His demands do not appear unreasonable. The treaty makes no provision for a country to deny another treaty-party the ability to fly over U.S. facilities on its territory, and the treaty provisions provide that imagery and other data gathered from overflights shall be shared only with other treaty-parties. These conditions will put U.S. allies in Europe in an awkward position — something that Lavrov no doubt relishes.

If, however, the treaty can be sustained into 2021, the Biden administration could consider reentering. The advantages offered by the treaty remain valid, despite Russian violations.

Doing so, however, could require creative work by international lawyers. Were Washington to re-sign the treaty, it then would have to resubmit it to the Senate for consent to ratification. However, with at best 50 Democratic senators (assuming far-from-certain wins in both of the Georgia run-off races), consent to ratify would still need 17 Republican votes. It is difficult to see that many Republicans consenting to ratify a treaty from which a Republican administration has just withdrawn.

Alternatively, the Biden administration could consider rejoining the treaty on the basis of an executive agreement, perhaps one approved by simple majorities in the House and Senate. Such a mechanism would require the agreement of the other 33 treaty-parties. Hopefully, the Russians would not choose to be spoilers.

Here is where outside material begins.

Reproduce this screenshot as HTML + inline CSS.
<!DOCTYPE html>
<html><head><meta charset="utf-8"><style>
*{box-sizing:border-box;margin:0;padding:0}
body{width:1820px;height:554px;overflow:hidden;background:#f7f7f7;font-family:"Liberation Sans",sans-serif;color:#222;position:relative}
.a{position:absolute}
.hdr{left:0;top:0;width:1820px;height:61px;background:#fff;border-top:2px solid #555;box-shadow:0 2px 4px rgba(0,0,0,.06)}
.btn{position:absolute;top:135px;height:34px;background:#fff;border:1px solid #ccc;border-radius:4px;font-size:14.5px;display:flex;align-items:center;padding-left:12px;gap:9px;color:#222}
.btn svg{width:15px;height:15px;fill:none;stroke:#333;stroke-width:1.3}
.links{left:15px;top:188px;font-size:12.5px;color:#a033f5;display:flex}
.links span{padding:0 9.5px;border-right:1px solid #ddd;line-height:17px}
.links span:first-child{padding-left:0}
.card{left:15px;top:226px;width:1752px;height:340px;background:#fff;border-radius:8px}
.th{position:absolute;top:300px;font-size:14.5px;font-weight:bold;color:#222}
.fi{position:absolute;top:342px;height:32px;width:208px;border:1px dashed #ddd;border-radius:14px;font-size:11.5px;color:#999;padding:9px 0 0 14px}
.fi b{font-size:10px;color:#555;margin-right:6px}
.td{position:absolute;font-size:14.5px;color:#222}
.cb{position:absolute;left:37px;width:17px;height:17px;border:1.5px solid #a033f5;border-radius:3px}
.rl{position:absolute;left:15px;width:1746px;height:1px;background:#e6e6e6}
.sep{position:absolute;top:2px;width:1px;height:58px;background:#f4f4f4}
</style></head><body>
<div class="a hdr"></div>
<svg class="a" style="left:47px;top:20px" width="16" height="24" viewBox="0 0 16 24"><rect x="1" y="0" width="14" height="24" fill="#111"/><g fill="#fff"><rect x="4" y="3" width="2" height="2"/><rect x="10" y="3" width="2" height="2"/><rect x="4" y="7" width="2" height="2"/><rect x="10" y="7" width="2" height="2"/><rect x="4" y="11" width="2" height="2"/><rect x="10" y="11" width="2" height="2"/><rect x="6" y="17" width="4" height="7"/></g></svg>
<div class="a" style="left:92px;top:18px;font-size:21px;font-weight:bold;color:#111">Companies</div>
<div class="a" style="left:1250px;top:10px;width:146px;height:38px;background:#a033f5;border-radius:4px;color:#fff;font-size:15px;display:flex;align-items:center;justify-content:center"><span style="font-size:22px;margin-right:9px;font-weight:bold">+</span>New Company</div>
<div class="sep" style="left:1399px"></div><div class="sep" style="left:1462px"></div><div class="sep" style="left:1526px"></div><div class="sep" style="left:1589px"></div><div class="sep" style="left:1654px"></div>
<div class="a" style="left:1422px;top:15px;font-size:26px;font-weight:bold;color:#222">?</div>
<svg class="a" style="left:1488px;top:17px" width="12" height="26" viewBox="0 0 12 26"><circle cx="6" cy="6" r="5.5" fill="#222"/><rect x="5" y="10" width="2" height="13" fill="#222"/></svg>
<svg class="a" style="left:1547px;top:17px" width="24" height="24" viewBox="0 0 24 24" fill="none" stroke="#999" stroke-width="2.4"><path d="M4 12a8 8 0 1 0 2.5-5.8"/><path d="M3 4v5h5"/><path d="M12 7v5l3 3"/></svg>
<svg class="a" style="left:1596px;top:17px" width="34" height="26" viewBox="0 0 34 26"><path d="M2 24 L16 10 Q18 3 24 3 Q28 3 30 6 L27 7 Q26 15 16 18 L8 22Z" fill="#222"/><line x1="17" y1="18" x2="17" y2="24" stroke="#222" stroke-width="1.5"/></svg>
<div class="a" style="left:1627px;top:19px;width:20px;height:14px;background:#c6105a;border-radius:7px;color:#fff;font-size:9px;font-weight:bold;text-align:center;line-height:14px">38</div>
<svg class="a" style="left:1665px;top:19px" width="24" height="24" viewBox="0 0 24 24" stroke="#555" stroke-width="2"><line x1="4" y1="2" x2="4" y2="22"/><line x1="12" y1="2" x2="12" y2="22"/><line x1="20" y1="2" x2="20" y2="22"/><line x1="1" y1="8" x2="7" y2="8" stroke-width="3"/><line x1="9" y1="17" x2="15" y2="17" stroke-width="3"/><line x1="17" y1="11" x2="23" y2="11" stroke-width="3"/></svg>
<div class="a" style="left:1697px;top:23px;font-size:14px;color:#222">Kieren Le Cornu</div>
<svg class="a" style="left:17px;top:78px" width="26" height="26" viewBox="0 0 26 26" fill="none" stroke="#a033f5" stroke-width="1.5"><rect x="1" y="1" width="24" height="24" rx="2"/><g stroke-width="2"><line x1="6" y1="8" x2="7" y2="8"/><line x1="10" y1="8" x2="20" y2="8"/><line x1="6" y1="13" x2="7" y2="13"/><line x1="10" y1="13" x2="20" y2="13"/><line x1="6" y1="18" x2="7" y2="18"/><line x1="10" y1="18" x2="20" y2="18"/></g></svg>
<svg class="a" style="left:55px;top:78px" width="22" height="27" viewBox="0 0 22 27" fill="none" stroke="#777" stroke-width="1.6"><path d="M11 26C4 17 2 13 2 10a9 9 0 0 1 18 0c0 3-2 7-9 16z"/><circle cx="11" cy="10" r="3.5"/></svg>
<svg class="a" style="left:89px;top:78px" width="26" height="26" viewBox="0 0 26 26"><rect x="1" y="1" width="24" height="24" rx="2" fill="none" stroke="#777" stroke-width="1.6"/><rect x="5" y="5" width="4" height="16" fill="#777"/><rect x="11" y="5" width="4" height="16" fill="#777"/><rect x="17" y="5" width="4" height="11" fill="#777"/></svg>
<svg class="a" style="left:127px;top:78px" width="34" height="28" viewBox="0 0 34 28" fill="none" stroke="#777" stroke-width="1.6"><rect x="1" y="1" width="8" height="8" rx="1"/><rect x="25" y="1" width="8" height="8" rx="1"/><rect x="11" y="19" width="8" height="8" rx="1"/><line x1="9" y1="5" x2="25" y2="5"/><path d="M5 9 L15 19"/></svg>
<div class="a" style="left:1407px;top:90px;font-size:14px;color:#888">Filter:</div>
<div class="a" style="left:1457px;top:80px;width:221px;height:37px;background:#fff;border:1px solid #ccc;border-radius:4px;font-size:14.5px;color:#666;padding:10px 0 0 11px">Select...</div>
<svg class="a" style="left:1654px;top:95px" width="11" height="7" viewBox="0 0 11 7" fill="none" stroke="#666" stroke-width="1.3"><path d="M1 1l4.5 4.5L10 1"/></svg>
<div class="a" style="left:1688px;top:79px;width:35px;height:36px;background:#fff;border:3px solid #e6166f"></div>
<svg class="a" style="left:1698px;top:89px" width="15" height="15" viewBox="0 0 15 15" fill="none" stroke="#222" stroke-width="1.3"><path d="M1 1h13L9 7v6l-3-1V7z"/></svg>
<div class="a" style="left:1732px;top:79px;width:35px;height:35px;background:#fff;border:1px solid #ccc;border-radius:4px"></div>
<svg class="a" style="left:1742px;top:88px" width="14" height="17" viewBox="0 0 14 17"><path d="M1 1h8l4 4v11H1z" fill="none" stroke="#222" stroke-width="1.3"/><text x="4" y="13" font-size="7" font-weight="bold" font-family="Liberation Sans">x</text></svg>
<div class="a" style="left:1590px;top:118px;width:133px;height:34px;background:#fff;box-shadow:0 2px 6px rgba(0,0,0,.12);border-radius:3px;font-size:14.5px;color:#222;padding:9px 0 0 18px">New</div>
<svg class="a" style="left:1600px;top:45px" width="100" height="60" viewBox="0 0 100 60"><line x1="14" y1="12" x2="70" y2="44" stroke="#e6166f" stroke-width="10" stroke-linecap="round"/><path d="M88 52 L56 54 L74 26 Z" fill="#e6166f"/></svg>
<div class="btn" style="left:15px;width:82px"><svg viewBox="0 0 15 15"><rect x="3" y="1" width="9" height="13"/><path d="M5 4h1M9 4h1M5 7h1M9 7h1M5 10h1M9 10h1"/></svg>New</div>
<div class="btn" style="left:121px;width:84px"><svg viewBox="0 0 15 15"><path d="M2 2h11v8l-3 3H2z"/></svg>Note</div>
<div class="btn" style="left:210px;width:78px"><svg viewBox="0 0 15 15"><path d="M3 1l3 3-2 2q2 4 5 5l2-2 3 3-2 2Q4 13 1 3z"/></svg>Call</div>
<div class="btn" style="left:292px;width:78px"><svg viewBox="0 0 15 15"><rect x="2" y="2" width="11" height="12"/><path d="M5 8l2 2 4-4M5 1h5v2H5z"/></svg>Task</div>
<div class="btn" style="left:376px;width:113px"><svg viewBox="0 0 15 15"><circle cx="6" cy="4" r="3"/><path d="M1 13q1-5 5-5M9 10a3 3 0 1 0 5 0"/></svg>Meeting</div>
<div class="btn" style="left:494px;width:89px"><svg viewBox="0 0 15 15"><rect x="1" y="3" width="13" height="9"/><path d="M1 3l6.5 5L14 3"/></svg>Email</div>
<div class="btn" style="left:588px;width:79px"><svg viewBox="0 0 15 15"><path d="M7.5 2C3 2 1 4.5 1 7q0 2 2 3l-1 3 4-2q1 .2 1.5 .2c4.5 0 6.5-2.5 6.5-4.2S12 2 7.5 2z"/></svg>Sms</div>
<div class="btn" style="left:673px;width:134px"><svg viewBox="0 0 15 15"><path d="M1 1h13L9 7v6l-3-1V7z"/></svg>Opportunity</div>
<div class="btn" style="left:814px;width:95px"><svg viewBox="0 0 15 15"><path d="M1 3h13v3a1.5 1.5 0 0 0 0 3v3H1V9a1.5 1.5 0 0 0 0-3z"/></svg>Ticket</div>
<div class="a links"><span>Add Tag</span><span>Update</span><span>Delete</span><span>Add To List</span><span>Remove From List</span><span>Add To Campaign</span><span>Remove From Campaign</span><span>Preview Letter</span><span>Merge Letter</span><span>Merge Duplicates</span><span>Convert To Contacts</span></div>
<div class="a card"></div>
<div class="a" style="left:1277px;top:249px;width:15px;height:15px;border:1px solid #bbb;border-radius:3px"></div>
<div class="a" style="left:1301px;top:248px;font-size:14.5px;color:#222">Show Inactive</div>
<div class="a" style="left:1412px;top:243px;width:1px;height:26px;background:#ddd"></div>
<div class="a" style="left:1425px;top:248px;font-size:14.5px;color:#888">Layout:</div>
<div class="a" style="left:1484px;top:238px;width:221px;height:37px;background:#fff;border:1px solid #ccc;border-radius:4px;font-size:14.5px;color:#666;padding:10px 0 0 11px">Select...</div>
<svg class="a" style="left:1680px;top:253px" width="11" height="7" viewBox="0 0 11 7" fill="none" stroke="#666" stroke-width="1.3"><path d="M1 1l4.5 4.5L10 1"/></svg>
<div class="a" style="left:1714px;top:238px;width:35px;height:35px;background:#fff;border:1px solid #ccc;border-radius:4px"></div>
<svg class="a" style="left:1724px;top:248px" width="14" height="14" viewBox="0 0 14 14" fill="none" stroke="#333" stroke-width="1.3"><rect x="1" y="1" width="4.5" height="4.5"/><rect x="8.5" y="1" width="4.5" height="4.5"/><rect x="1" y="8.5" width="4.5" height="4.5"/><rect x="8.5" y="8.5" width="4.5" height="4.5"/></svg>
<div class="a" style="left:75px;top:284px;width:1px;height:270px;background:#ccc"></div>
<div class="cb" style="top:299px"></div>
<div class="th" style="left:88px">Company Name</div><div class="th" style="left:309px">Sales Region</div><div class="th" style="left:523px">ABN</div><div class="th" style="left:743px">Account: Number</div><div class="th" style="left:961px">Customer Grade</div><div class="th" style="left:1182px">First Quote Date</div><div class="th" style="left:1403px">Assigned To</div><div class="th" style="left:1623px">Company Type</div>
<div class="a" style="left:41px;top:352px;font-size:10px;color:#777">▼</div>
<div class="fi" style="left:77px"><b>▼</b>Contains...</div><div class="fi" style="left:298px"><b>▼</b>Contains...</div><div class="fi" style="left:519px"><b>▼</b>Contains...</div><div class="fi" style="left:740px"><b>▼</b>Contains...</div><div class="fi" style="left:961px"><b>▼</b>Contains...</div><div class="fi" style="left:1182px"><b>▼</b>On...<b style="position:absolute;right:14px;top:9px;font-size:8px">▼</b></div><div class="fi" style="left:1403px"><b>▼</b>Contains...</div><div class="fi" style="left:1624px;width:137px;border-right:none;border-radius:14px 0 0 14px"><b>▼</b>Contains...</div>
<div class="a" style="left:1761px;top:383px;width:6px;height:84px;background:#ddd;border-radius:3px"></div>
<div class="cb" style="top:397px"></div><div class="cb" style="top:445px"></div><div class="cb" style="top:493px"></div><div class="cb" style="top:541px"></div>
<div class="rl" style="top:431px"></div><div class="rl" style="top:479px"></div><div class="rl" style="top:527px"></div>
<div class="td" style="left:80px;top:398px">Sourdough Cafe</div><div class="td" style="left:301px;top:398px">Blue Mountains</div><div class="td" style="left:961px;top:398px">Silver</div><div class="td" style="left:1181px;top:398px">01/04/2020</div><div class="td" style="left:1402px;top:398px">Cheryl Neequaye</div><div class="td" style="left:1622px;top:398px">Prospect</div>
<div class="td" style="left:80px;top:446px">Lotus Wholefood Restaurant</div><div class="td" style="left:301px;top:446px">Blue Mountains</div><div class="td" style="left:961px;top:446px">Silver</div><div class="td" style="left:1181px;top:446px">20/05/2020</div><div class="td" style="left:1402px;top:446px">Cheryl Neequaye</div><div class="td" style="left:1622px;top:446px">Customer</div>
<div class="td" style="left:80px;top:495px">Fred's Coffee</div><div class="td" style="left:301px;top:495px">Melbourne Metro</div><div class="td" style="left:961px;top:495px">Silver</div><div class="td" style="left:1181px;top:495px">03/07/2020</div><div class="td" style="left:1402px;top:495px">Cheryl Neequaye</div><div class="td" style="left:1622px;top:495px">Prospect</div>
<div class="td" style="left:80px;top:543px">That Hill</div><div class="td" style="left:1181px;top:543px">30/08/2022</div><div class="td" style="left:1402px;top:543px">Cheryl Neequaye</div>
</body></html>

When it takes office, the Biden administration should seek to rejoin Open Skies. The treaty serves U.S. interests. That is what NATO allies want. And within the treaty, Washington can push to get Russia back into compliance while continuing restrictions that deny Russia the full benefits of overflying the United States. The new administration should make clear its intention to rejoin the treaty and put some clever lawyers to work figuring out a way to make that happen.